Rising borrowing expenses have increased the price of Kalahari Resorts' planned Fredericksburg water park hotel, and the company is asking the city to help bring down the costs.

Kalahari President Todd Nelson asked the city's Economic Development Authority yesterday to help him make the $260 million project financially feasible for his Wisconsin-based company. Nelson asked the EDA to either waive or reduce the fees it typically charges for bond issuances.

Kalahari previously negotiated an incentive agreement with the city that would allow the company to get back 47.5 percent of its annual local taxes.

Nelson was in front of the EDA yesterday to ask the group to approve up to $35 million in tax-exempt bonds that would help finance the 852-room hotel and indoor water park resort.

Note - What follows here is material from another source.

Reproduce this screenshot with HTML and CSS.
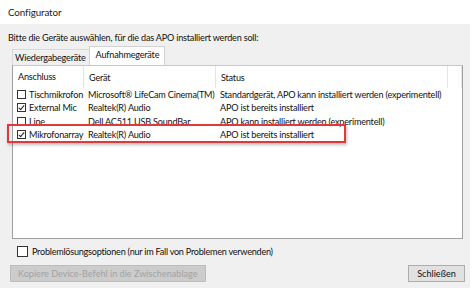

The EDA, which would bear no responsibility for repaying the debt, unanimously voted to give preliminary approval.

The matter will now go before Fredericksburg City Council later this month, and be back before the EDA for final approval May 24. The EDA will then decide whether to waive or reduce the fee it usually charges for bond issuances--one-eighth of 1 percent of the outstanding loan balance.

Kalahari has access to $25 million in tax-exempt Recovery Zone Facility bonds, which it got as part of the American Recovery and Reinvestment Act. It's hoping to receive another $10 million. The EDA needs to approve the issuance to make the interest payments tax-exempt, which would lead to lower borrowing costs.

The EDA's standard fee on the $25 million issuance would cost Kalahari $31,250 for the first year, and progressively lower annual payments as the balance drops.

Kalahari revealed for the first time publicly yesterday that it also would like to do a taxable municipal bond issuance through the EDA for about $200 million. Those bonds, whose interest could be exempt from state taxes but not federal, would be issued after the RZF bonds. Kalahari would also put up about $30 million of its own money to complete the financing package.